The opening of the Theological School in Chalki, is not a problem that stems from Turkish-Greek relations. It stems from a constitutional provision in Turkey.

According to the Turkish legislation, private higher education institutions are not allowed to provide education in 3 fields, namely, military, police and religion. This is a measure introduced to protect secular regime in Turkey.

The Turkish authorities suggested to the Greek Orthodox Patriarchate in Istanbul to join one of the state Universities and operate within their framework. The patriarchate did not accept this suggestion. If Turkish authorities allow the Greek Orthodox community to make an exception to the above mentioned rule, it will not be possible for the Turkish authorities to deny the some rights to innumerable other religious sects, both Muslim and others: Turkey is not prepared to do it, because this may open an irreparable breach in the secular regime in Turkey.

If some groups in Turkey or in Greece use their right to non-violent expression of their opinion, I am as tolerant for them as any Greek politician is. If however they go beyond this and resort to violence, I am totally against them and blame such an attitude. I also expect the Greek politicians do the same when similar incidents take place in serious cities in Greece.

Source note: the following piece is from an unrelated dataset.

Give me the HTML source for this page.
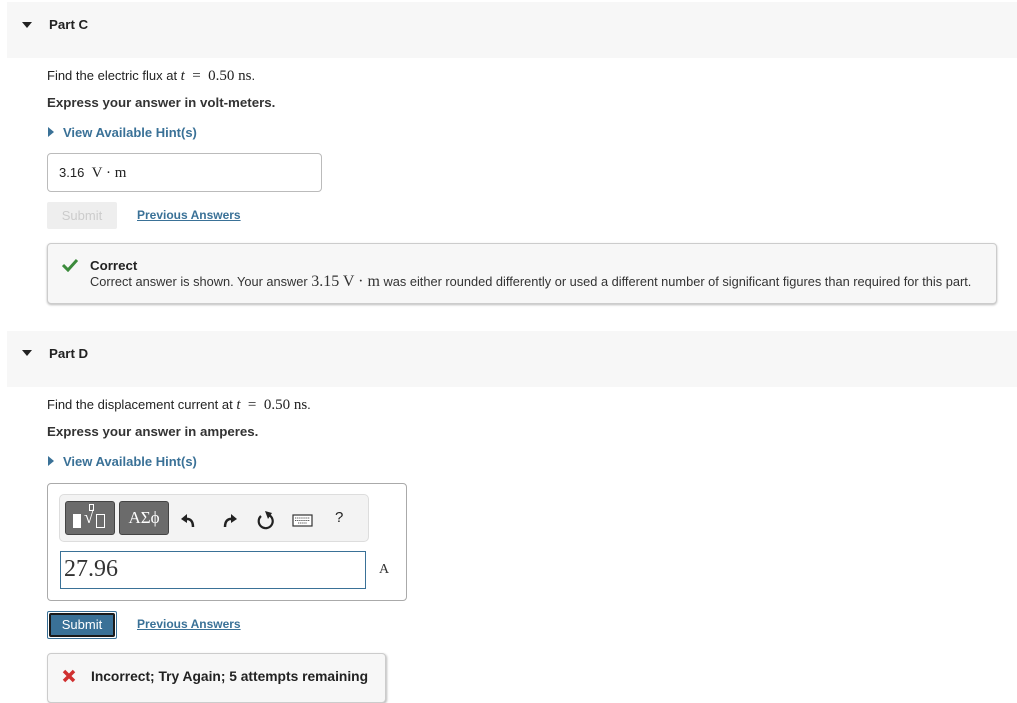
<!DOCTYPE html>
<html><head><style>
*{box-sizing:border-box;margin:0;padding:0}
body{width:1017px;height:698px;overflow:hidden;background:#fff;font-family:"Liberation Sans",Arial,sans-serif;color:#333;position:relative}
.a{position:absolute}
.band{position:absolute;left:7px;width:1010px;height:56px;background:#f7f7f7}
.tri{position:absolute;left:22px;width:0;height:0;border-left:5px solid transparent;border-right:5px solid transparent;border-top:6px solid #222}
.t{font-size:13px;color:#222}
.b{font-size:13.3px;font-weight:bold;color:#333}
.m{font-family:"Liberation Serif",serif;font-size:15px}
.hint{font-size:13px;font-weight:bold;color:#3a7197}
.ht{position:absolute;left:48px;width:0;height:0;border-top:5px solid transparent;border-bottom:5px solid transparent;border-left:6px solid #3a7197}
.link{font-size:12px;font-weight:bold;color:#3a7197;text-decoration:underline}
.btn{position:absolute;background:#6b6b6b;border:1px solid #444;border-radius:3px;color:#fff}
</style></head><body>
<div class="band" style="top:2px"></div>
<div class="tri" style="top:22px"></div>
<div class="a b" style="left:49px;top:17px;color:#222">Part C</div>
<div class="a t" style="left:47px;top:68px">Find the electric flux at <span class="m" style="font-style:italic">t</span> <span class="m">&nbsp;=&nbsp; 0.50 ns</span>.</div>
<div class="a b" style="left:47px;top:95px">Express your answer in volt-meters.</div>
<div class="ht" style="top:127px"></div>
<div class="a hint" style="left:63px;top:125px">View Available Hint(s)</div>
<div class="a" style="left:47px;top:153px;width:275px;height:39px;border:1px solid #bbb;border-radius:4px"></div>
<div class="a t" style="left:59px;top:165px">3.16 <span class="m">&nbsp;V · m</span></div>
<div class="a" style="left:47px;top:202px;width:70px;height:27px;background:#eee;border-radius:2px;color:#ccc;font-size:13px;text-align:center;line-height:27px">Submit</div>
<div class="a link" style="left:137px;top:208px">Previous Answers</div>
<div class="a" style="left:47px;top:243px;width:950px;height:61px;background:#f7f7f7;border:1px solid #ccc;border-radius:4px;box-shadow:0 1px 2px #bbb"></div>
<svg class="a" style="left:62px;top:258px" width="16" height="14"><path d="M1 7 L6 12 L15 2" stroke="#3c8b3c" stroke-width="3" fill="none"/></svg>
<div class="a b" style="left:90px;top:258px;color:#222">Correct</div>
<div class="a" style="left:90px;top:273px;font-size:12.8px;color:#333;white-space:nowrap">Correct answer is shown. Your answer <span class="m" style="font-size:16px">3.15 V · m</span> was either rounded differently or used a different number of significant figures than required for this part.</div>
<div class="band" style="top:331px"></div>
<div class="tri" style="top:350px"></div>
<div class="a b" style="left:49px;top:346px;color:#222">Part D</div>
<div class="a t" style="left:47px;top:397px">Find the displacement current at <span class="m" style="font-style:italic">t</span> <span class="m">&nbsp;=&nbsp; 0.50 ns</span>.</div>
<div class="a b" style="left:47px;top:424px">Express your answer in amperes.</div>
<div class="ht" style="top:456px"></div>
<div class="a hint" style="left:63px;top:454px">View Available Hint(s)</div>
<div class="a" style="left:47px;top:483px;width:360px;height:118px;border:1px solid #aaa;border-radius:4px"></div>
<div class="a" style="left:59px;top:494px;width:310px;height:48px;background:#f3f3f3;border:1px solid #ddd;border-radius:5px"></div>
<div class="btn" style="left:65px;top:501px;width:50px;height:34px">
<div class="a" style="left:7px;top:12px;width:8px;height:14px;background:#fff"></div>
<div class="a" style="left:18px;top:5px;font-family:'Liberation Serif',serif;font-size:18px">√</div>
<div class="a" style="left:23px;top:2px;width:5px;height:7px;border:1px solid #fff"></div>
<div class="a" style="left:30px;top:12px;width:9px;height:14px;border:1px solid #fff"></div>
</div>
<div class="btn" style="left:119px;top:501px;width:50px;height:34px;font-family:'Liberation Serif',serif;font-size:17px;text-align:center;line-height:32px">ΑΣϕ</div>
<svg class="a" style="left:180px;top:508px" width="150" height="24" viewBox="0 0 150 24">
<path d="M7 6 L1 11 L7 15 Z" fill="#222"/><path d="M5 11 Q13 10 13 19" stroke="#222" stroke-width="2.5" fill="none"/>
<path d="M51 6 L57 11 L51 15 Z" fill="#222"/><path d="M53 11 Q45 10 45 19" stroke="#222" stroke-width="2.5" fill="none"/>
<path d="M81 8 A7 7 0 1 0 89 7" stroke="#222" stroke-width="2.2" fill="none"/>
<path d="M85 3 L92 5 L88 11 Z" fill="#222"/>
<rect x="113" y="7" width="19" height="11" fill="#fff" stroke="#333" stroke-width="1.2"/>
<path d="M115 10h15M115 12.5h15M118 15h9" stroke="#555" stroke-width="1" stroke-dasharray="1.3 0.8"/>
</svg>
<div class="a" style="left:335px;top:509px;font-size:15px;color:#222">?</div>
<div class="a" style="left:60px;top:551px;width:306px;height:38px;border:1px solid #3a7197"></div>
<div class="a" style="left:64px;top:556px;font-family:'Liberation Serif',serif;font-size:24px;color:#333">27.96</div>
<div class="a" style="left:379px;top:562px;font-family:'Liberation Serif',serif;font-size:14px">A</div>
<div class="a" style="left:47px;top:611px;width:70px;height:28px;border:1px solid #3a7197;border-radius:2px;padding:1px"><div style="width:100%;height:100%;background:#3a7197;border:2px solid #1a1a1a;border-radius:2px;color:#fff;font-size:13px;text-align:center;line-height:20px">Submit</div></div>
<div class="a link" style="left:137px;top:617px">Previous Answers</div>
<div class="a" style="left:47px;top:653px;width:339px;height:50px;background:#f7f7f7;border:1px solid #ccc;border-radius:4px;box-shadow:1px 1px 2px #bbb"></div>
<svg class="a" style="left:62px;top:669px" width="14" height="14"><path d="M2 2 L12 12 M12 2 L2 12" stroke="#d03030" stroke-width="3.5"/></svg>
<div class="a b" style="left:91px;top:669px;color:#222;font-size:13.8px">Incorrect; Try Again; 5 attempts remaining</div>
</body></html>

First of all I do not see why you refer to the Turkish Generals within the context of your questions.

We have to see first whether there is any connection between the assassination of a Supreme Court judge and the uncovered plot against the prime minister.

One does not of course wishes that such incidences occur in any country out. Turkey’s public order is not as fragile as to be threatened by such incidences.

6.Turkey is more ahead of fulfilling the EU standards than certain countries that are already full member of the EU in a number of fields. However there are discrepancies in other fields and Turkey is moving steadily to eliminate there discrepancies.

7.The dispute you are referring to is most probable Greece’s claims that Turkish military aircraft violate Greek airspace.